My version, fifty years later, hints at financial turmoil and devalued currencies in a time of less clear-cut political opposition. Particular relevance for the Scottish Independence Referendum lies in Burns’s Bruce inspired call to action Now’s the day, an’ now’s the hour and UK Chancellor George Osborne’s notorious sermon on the pound

Portrait of Robert Burns (after Skirving)

This image is based on Archibald Skirving’s iconic and idealized drawing of Burns from 1796, in itself a kind of construction. I was considering two aspects of Scottish culture within this body of work—the invented, and the native. I was thinking of Burns as an aspect of the native, the heaven-taught ploughman. So, here in a detail in the left corner he is presented as if a Pict, an aboriginal if you like—although in fact I have montaged the facial tattoos from a painting of a Maori chief onto his face. The invented aspect is evoked in a further detail emerging from the shoulder on the right hand side, by a Bossons figurine—a music hall Scotsman complete with tam o’ shanter bunnet. 

The creative act of reinvention is alluded to in this work and it hints at the reductive aspects of fame. In the foreground, there is a shattered Elvis mirror, and here is a mallet, with the word Worldwide written on it, a reference to the Masonic Order and its world of secret symbolism (Burns was inducted into the order in 1781). 

On the shelf there are three books. This is the idea of the three R’s —reading, writing and arithmetic—three volumes of the Encyclopaedia Britannica. So, this implies the idea of the autodidact, as they say, the lad o’ pairts. There is the suggestion of the hearth but, of course, it’s a bookshelf, with three books laid out like a reading room—suggesting the Scottish Enlightenment ideal of elevation through education. 

Burns Country

This work unites two separate cultural phenomena: the album Elvis Country * and the geographical and cultural landscape of Burns, the rural idylls you see engraved in Burns editions, a landscape, principally Ayrshire and the lands the rustic bard once worked. This was a starting point for the background structure of the picture, both familiar and exotic, rich and poor. Burns appears of his time and his people, but an exotic oddity singled out by his extraordinary gift—his woodnotes wild as his coat of arms declaims, referencing Milton’s L’Allegro (1645). The holly wreath framing Burn’s likeness evokes the wreath with which his ‘Scottish Muse’, Coila crowns him in his epic poem The Vision (1786). 

*Elvis Country (I’m 10,000 Years Old) was first released in 1971. However records only stretch back 258 years from then, when one Andrew Presley exchanged marriage vows with Elspeth Leg in the parish church of Lonmay in Aberdeenshire. Their tenth son, also Andrew, was born around 1720 and emigrated to North Carolina in 1745. Further links can be made between Presley and Burns: impoverished youth, extraordinary early fame, carefully nurtured public image and early death.
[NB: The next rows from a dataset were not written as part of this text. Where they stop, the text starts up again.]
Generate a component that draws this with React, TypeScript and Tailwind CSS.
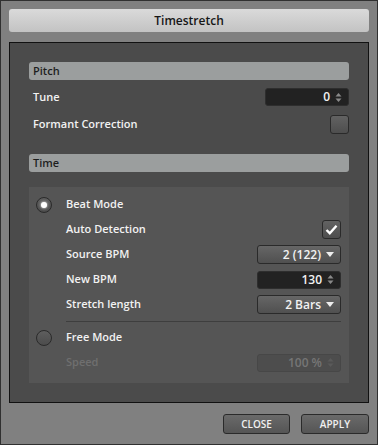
const font = { fontFamily: '"Open Sans", "Liberation Sans", sans-serif' }

function SpinArrows({ dim }: { dim?: boolean }) {
  const c = dim ? '#5a5a5a' : '#8a8a8a'
  return (
    <svg width="7" height="11" viewBox="0 0 7 11" className="ml-[5px]">
      <path d="M0.5 4.5 L3.5 1 L6.5 4.5 Z" fill={c} />
      <path d="M0.5 6.5 L3.5 10 L6.5 6.5 Z" fill={c} />
    </svg>
  )
}

function SpinBox({ value, dim }: { value: string; dim?: boolean }) {
  return (
    <div
      className={
        'flex h-[18px] w-[84px] items-center justify-end rounded-[3px] border pr-[6px] text-[12px] ' +
        (dim
          ? 'border-[#474747] bg-[#4d4d4d] text-[#767676]'
          : 'border-[#2e2e2e] bg-[#222222] text-[#f2f2f2]')
      }
    >
      <span>{value}</span>
      <SpinArrows dim={dim} />
    </div>
  )
}

function Dropdown({ value }: { value: string }) {
  return (
    <div className="flex h-[19px] w-[84px] items-center justify-end rounded-[3px] border border-[#2a2a2a] bg-gradient-to-b from-[#666666] to-[#505050] pr-[6px] text-[12px] text-[#f2f2f2]">
      <span>{value}</span>
      <svg width="8" height="5" viewBox="0 0 8 5" className="ml-[5px]">
        <path d="M0 0 L8 0 L4 5 Z" fill="#eeeeee" />
      </svg>
    </div>
  )
}

function CheckBox({ checked }: { checked?: boolean }) {
  return (
    <div className="flex h-[19px] w-[19px] items-center justify-center rounded-[3px] border border-[#2a2a2a] bg-gradient-to-b from-[#626262] to-[#4e4e4e]">
      {checked && (
        <svg width="13" height="11" viewBox="0 0 13 11">
          <path d="M1.5 6 L4.8 9.2 L11.5 1.8" fill="none" stroke="#ffffff" strokeWidth="2.4" />
        </svg>
      )}
    </div>
  )
}

function Radio({ on }: { on?: boolean }) {
  return (
    <div className="flex h-[16px] w-[16px] items-center justify-center rounded-full border border-[#2a2a2a] bg-gradient-to-b from-[#5e5e5e] to-[#4c4c4c]">
      {on && <div className="h-[6px] w-[6px] rounded-full bg-white shadow-[0_0_3px_#ffffff]" />}
    </div>
  )
}

function Header({ title }: { title: string }) {
  return (
    <div className="flex h-[18px] items-center rounded-[3px] bg-[#9b9e9e] pl-[4px] text-[11px] font-semibold text-[#1e1e1e]">
      {title}
    </div>
  )
}

export default function App() {
  return (
    <div
      style={font}
      className="flex h-[445px] w-[378px] flex-col border border-[#303030] bg-[#808080] p-[8px] antialiased"
    >
      <div className="flex h-[23px] shrink-0 items-center justify-center rounded-[3px] bg-gradient-to-b from-[#dadada] to-[#c3c3c3] text-[12px] font-semibold text-[#161616]">
        Timestretch
      </div>

      <div className="mt-[10px] flex h-[361px] shrink-0 flex-col border border-[#111111] bg-[#4b4b4b] px-[19px] pt-[19px]">
        <Header title="Pitch" />
        <div className="mt-[4px] flex h-[26px] items-center justify-between pl-[4px] text-[11px] font-semibold text-[#f2f2f2]">
          <span>Tune</span>
          <SpinBox value="0" />
        </div>
        <div className="flex h-[28px] items-center justify-between pl-[4px] text-[11px] font-semibold text-[#f2f2f2]">
          <span>Formant Correction</span>
          <CheckBox />
        </div>

        <div className="mt-[16px]">
          <Header title="Time" />
        </div>

        <div className="mt-[15px] flex h-[196px] flex-col bg-[#555555] pl-[7px] pr-[8px] pt-[5px] text-[11px] font-semibold text-[#f2f2f2]">
          <div className="flex h-[25px] items-center">
            <Radio on />
            <span className="ml-[14px]">Beat Mode</span>
          </div>
          <div className="ml-[30px] flex h-[25px] items-center justify-between">
            <span>Auto Detection</span>
            <CheckBox checked />
          </div>
          <div className="ml-[30px] flex h-[25px] items-center justify-between">
            <span>Source BPM</span>
            <Dropdown value="2 (122)" />
          </div>
          <div className="ml-[30px] flex h-[25px] items-center justify-between">
            <span>New BPM</span>
            <SpinBox value="130" />
          </div>
          <div className="ml-[30px] flex h-[25px] items-center justify-between">
            <span>Stretch length</span>
            <Dropdown value="2 Bars" />
          </div>
          <div className="ml-[30px] flex h-[8px] items-center">
            <div className="h-px w-full bg-[#3e3e3e]" />
          </div>
          <div className="flex h-[25px] items-center">
            <Radio />
            <span className="ml-[14px]">Free Mode</span>
          </div>
          <div className="ml-[30px] flex h-[25px] items-center justify-between">
            <span className="text-[#6f6f6f]">Speed</span>
            <SpinBox value="100 %" dim />
          </div>
        </div>
      </div>

      <div className="mt-[11px] flex justify-end gap-[11px]">
        <button className="flex h-[20px] w-[67px] items-center justify-center rounded-[3px] border border-[#2a2a2a] bg-gradient-to-b from-[#6a6a6a] to-[#555555] text-[10px] font-semibold text-[#f0f0f0]">
          CLOSE
        </button>
        <button className="flex h-[20px] w-[68px] items-center justify-center rounded-[3px] border border-[#2a2a2a] bg-gradient-to-b from-[#6a6a6a] to-[#555555] text-[10px] font-semibold text-[#f0f0f0]">
          APPLY
        </button>
      </div>
    </div>
  )
}
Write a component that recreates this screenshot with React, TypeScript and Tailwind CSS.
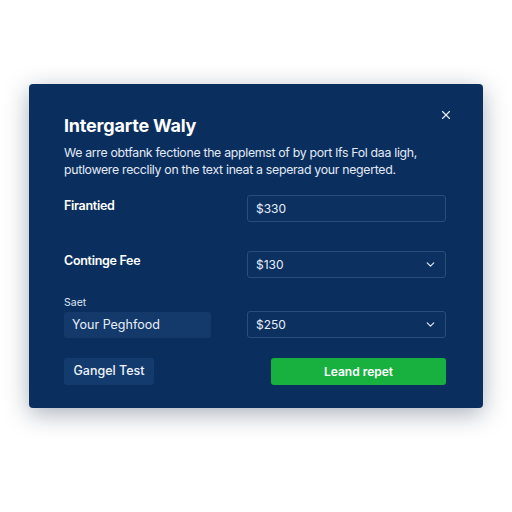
import { X, ChevronDown } from 'lucide-react'

const font = { fontFamily: 'Inter, "Noto Sans", sans-serif' }

function Field({ value, select }: { value: string; select?: boolean }) {
  return (
    <div className="h-[27px] w-[199px] rounded-[3px] border border-[#2a4d7c] bg-[#0c3161] flex items-center justify-between pl-[8px] pr-[8px]">
      <span className="text-[12px] text-[#e8eef8]">{value}</span>
      {select && <ChevronDown size={13} strokeWidth={2.2} className="text-[#dfe8f5]" />}
    </div>
  )
}

export default function App() {
  return (
    <div className="w-[512px] h-[512px] bg-white flex items-start justify-center pt-[84px]" style={font}>
      <div className="relative w-[454px] h-[324px] rounded-[4px] bg-[#0a2f5f] shadow-[0_6px_24px_rgba(10,30,60,0.35)] pl-[35px] pr-[37px] pt-[30px] flex flex-col">
        <button className="absolute top-[24px] right-[30px]">
          <X size={14} strokeWidth={2} className="text-[#e6edf7]" />
        </button>
        <h2 className="text-[18px] font-bold text-white leading-[24px] tracking-[-0.2px]">Intergarte Waly</h2>
        <p className="mt-[6px] text-[12.3px] leading-[17px] text-[#e3eaf5] tracking-[-0.3px]">
          We arre obtfank fectione the applemst of by port lfs Fol daa ligh,
          <br />
          putlowere recclily on the text ineat a seperad your negerted.
        </p>
        <div className="flex items-center justify-between mt-[17px]">
          <span className="text-[12.5px] font-semibold text-white tracking-[-0.3px] -mt-[4px]">Firantied</span>
          <Field value="$330" />
        </div>
        <div className="flex items-center justify-between mt-[29px]">
          <span className="text-[12.5px] font-semibold text-white tracking-[-0.3px] -mt-[7px]">Continge Fee</span>
          <Field value="$130" select />
        </div>
        <div className="flex items-end justify-between mt-[18px]">
          <div className="flex flex-col">
            <span className="text-[10.5px] text-[#dbe4f2] leading-[14px]">Saet</span>
            <div className="mt-[2px] h-[26px] w-[147px] rounded-[3px] bg-[#143a6b] flex items-center pl-[8px]">
              <span className="text-[12.5px] text-[#e8eef8]">Your Peghfood</span>
            </div>
          </div>
          <Field value="$250" select />
        </div>
        <div className="flex items-center justify-between mt-[20px]">
          <button className="h-[27px] w-[90px] rounded-[3px] bg-[#133b6e] text-[12.5px] font-medium text-[#eef3fa]">
            Gangel Test
          </button>
          <button className="h-[27px] w-[175px] rounded-[3px] bg-[#18b03f] text-[12px] font-semibold text-white">
            Leand repet
          </button>
        </div>
      </div>
    </div>
  )
}
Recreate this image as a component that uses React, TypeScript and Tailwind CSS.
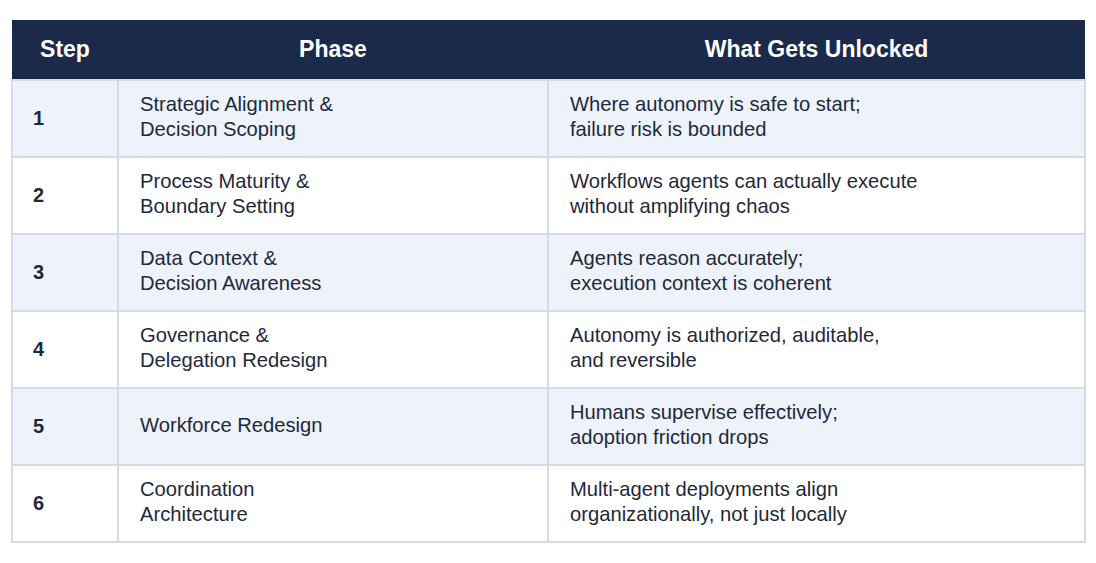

Elvis visited Ayrshire briefly on March 3, 1960 at Prestwick, although he never left the airport. 

Portrait of Colin McLuckie

The Portrait of Colin McLuckie is a powerful and evocative vision of human fortitude. McLuckie was a kenspeckle figure from Colvin’s youth. A retired miner, victim of the curse of pneumoconiosis, he would nevertheless recite the works of Robert Burns by heart. Set inside a rough wooden shed, the subject is painted as a head and shoulders rising from the detritus of his outhouse site. The tools of a miner’s labour are scattered to right and left: a pickaxe, hammer, brush and Davy Lamp. Interspersed with these emblems are various publications of the works of Robert Burns and memorabilia relating to the poet. The two central props are a short step ladder and a distressed wheelbarrow, upright and leaning against the wall. It is across these objects that the figure of McLuckie is painted. He is in old age, he appears feverish and fragile, and is dressed in a tartan dressing gown with pyjamas. But, he also appears to be in the process of an oration. He is both recalling the lyric and rhythm of Burns’ poetry and experiencing the ecstasy of recitation. The rusted and broken shards of the wheelbarrow’s floor describe the mouth of the orator and his fractured voice. 

Burnsomania

Colvin’s Burnsomania gives a kaleidoscopic review of the ways in which the nation has celebrated Robert Burns. In the corner of his studio Colvin has created a set that is decorated with a display cabinet, with chairs, with various rugs and lamps, and even an ironing-board complete with the iron. Around this furniture, he has arrayed every kind of Burns-inspired knick- knack and gee-gaw: commemorative plates, prints, books, table-cloths, cups and goblets, statuettes and Burns-club certificates. On the wall to the right there is a print modelled on Alexander Nasmyth’s portrait of the poet from 1787. It is this portrait that Colvin has used for his overpainting of the set with his expressive image of the Bard.The photograph is a celebration of Burns and what he has come to represent in Scottish, and world, culture. Colvin’s work highlights the ‘mania’ for Burns, but recognises this as a colourful and positive energy; even in its ‘kitsch’ manifestations.